-- BEGIN --

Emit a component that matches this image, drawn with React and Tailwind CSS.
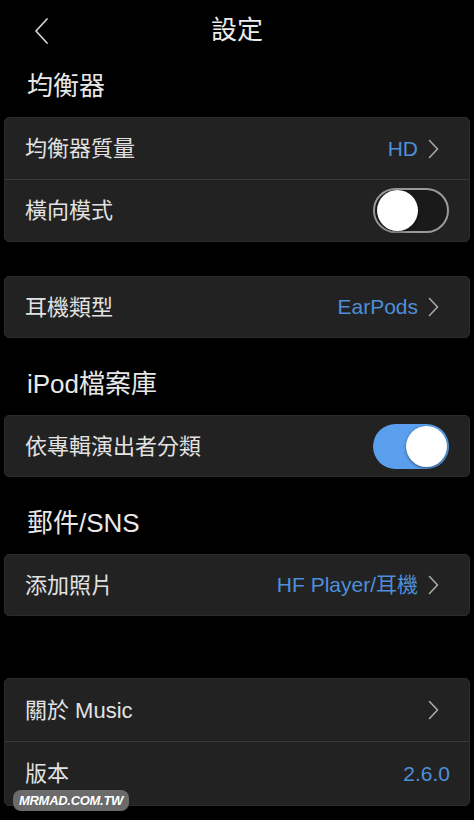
import React from "react";

const FONT = {
  fontFamily: '"Liberation Sans", "Noto Sans CJK TC", sans-serif',
};

const Chevron = () => (
  <svg width="11" height="20" viewBox="0 0 11 20" fill="none" className="ml-[10px]">
    <path d="M1.5 1.5 L9.5 10 L1.5 18.5" stroke="#a8a8a8" strokeWidth="1.6" strokeLinecap="round" strokeLinejoin="round" />
  </svg>
);

const Toggle = ({ on }) => (
  <div
    className={`w-[76px] h-[45px] rounded-full flex items-center p-[2px] ${
      on ? "bg-[#5a9fee] justify-end" : "bg-[#1a1a1a] border-2 border-[#9a9a9a] justify-start"
    }`}
  >
    <div className="w-[41px] h-[41px] rounded-full bg-white shadow-[0_1px_3px_rgba(0,0,0,0.5)]" />
  </div>
);

const Row = ({ label, value, chevron, toggle, divider, h = "h-[60px]", pr = "pr-[30px]" }) => (
  <div
    className={`${h} flex items-center justify-between pl-[20px] ${toggle !== undefined ? "pr-[20px]" : pr} ${
      divider ? "border-b border-[#393939]" : ""
    }`}
  >
    <span className="text-[22px] text-[#e2e2e2]">{label}</span>
    <div className="flex items-center">
      {value && <span className="text-[21px] text-[#4d8fda]">{value}</span>}
      {chevron && <Chevron />}
      {toggle !== undefined && <Toggle on={toggle} />}
    </div>
  </div>
);

const Card = ({ children }) => (
  <div className="mx-[4px] bg-[#222222] rounded-[5px] border border-[#2c2c2c] overflow-hidden">{children}</div>
);

const Heading = ({ children, h }) => (
  <div className={`${h} flex items-center pl-[27px] text-[26px] text-[#e8e8e8]`}>{children}</div>
);

export default function App() {
  return (
    <div className="w-[474px] h-[820px] bg-black overflow-hidden relative" style={FONT}>
      <div className="h-[60px] flex items-center justify-center relative">
        <svg width="16" height="28" viewBox="0 0 16 28" fill="none" className="absolute left-[34px] top-[17px]">
          <path d="M13 2 L2 14 L13 26" stroke="#cfcfcf" strokeWidth="1.8" strokeLinecap="round" strokeLinejoin="round" />
        </svg>
        <span className="text-[26px] text-[#ececec]">設定</span>
      </div>

      <Heading h="h-[57px] pb-[4px]">均衡器</Heading>
      <Card>
        <Row label="均衡器質量" value="HD" chevron divider h="h-[62px]" />
        <Row label="橫向模式" toggle={false} h="h-[61px]" />
      </Card>

      <div className="h-[34px]" />
      <Card>
        <Row label="耳機類型" value="EarPods" chevron />
      </Card>

      <Heading h="h-[77px] pt-[16px]">iPod檔案庫</Heading>
      <Card>
        <Row label="依專輯演出者分類" toggle={true} />
      </Card>

      <Heading h="h-[77px] pt-[16px]">郵件/SNS</Heading>
      <Card>
        <Row label="添加照片" value="HF Player/耳機" chevron />
      </Card>

      <div className="h-[62px]" />
      <Card>
        <Row label="關於 Music" chevron divider h="h-[63px]" />
        <Row label="版本" value="2.6.0" pr="pr-[19px]" h="h-[63px]" />
      </Card>

      <div className="absolute left-[13px] top-[790px] h-[21px] px-[6px] rounded-[8px] bg-[#6b6b6b] flex items-center">
        <span className="text-[13px] font-bold italic text-white tracking-[-0.3px]">MRMAD.COM.TW</span>
      </div>
    </div>
  );
}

-- END --

● **What the task asks**: Copy every line of the data exactly as written, excluding the pictures.

● **Response below**:
Emit a component that matches this image, drawn with React and Tailwind CSS.
import React from "react";

const FONT = {
  fontFamily: '"Liberation Sans", "Noto Sans CJK TC", sans-serif',
};

const Chevron = () => (
  <svg width="11" height="20" viewBox="0 0 11 20" fill="none" className="ml-[10px]">
    <path d="M1.5 1.5 L9.5 10 L1.5 18.5" stroke="#a8a8a8" strokeWidth="1.6" strokeLinecap="round" strokeLinejoin="round" />
  </svg>
);

const Toggle = ({ on }) => (
  <div
    className={`w-[76px] h-[45px] rounded-full flex items-center p-[2px] ${
      on ? "bg-[#5a9fee] justify-end" : "bg-[#1a1a1a] border-2 border-[#9a9a9a] justify-start"
    }`}
  >
    <div className="w-[41px] h-[41px] rounded-full bg-white shadow-[0_1px_3px_rgba(0,0,0,0.5)]" />
  </div>
);

const Row = ({ label, value, chevron, toggle, divider, h = "h-[60px]", pr = "pr-[30px]" }) => (
  <div
    className={`${h} flex items-center justify-between pl-[20px] ${toggle !== undefined ? "pr-[20px]" : pr} ${
      divider ? "border-b border-[#393939]" : ""
    }`}
  >
    <span className="text-[22px] text-[#e2e2e2]">{label}</span>
    <div className="flex items-center">
      {value && <span className="text-[21px] text-[#4d8fda]">{value}</span>}
      {chevron && <Chevron />}
      {toggle !== undefined && <Toggle on={toggle} />}
    </div>
  </div>
);

const Card = ({ children }) => (
  <div className="mx-[4px] bg-[#222222] rounded-[5px] border border-[#2c2c2c] overflow-hidden">{children}</div>
);

const Heading = ({ children, h }) => (
  <div className={`${h} flex items-center pl-[27px] text-[26px] text-[#e8e8e8]`}>{children}</div>
);

export default function App() {
  return (
    <div className="w-[474px] h-[820px] bg-black overflow-hidden relative" style={FONT}>
      <div className="h-[60px] flex items-center justify-center relative">
        <svg width="16" height="28" viewBox="0 0 16 28" fill="none" className="absolute left-[34px] top-[17px]">
          <path d="M13 2 L2 14 L13 26" stroke="#cfcfcf" strokeWidth="1.8" strokeLinecap="round" strokeLinejoin="round" />
        </svg>
        <span className="text-[26px] text-[#ececec]">設定</span>
      </div>

      <Heading h="h-[57px] pb-[4px]">均衡器</Heading>
      <Card>
        <Row label="均衡器質量" value="HD" chevron divider h="h-[62px]" />
        <Row label="橫向模式" toggle={false} h="h-[61px]" />
      </Card>

      <div className="h-[34px]" />
      <Card>
        <Row label="耳機類型" value="EarPods" chevron />
      </Card>

      <Heading h="h-[77px] pt-[16px]">iPod檔案庫</Heading>
      <Card>
        <Row label="依專輯演出者分類" toggle={true} />
      </Card>

      <Heading h="h-[77px] pt-[16px]">郵件/SNS</Heading>
      <Card>
        <Row label="添加照片" value="HF Player/耳機" chevron />
      </Card>

      <div className="h-[62px]" />
      <Card>
        <Row label="關於 Music" chevron divider h="h-[63px]" />
        <Row label="版本" value="2.6.0" pr="pr-[19px]" h="h-[63px]" />
      </Card>

      <div className="absolute left-[13px] top-[790px] h-[21px] px-[6px] rounded-[8px] bg-[#6b6b6b] flex items-center">
        <span className="text-[13px] font-bold italic text-white tracking-[-0.3px]">MRMAD.COM.TW</span>
      </div>
    </div>
  );
}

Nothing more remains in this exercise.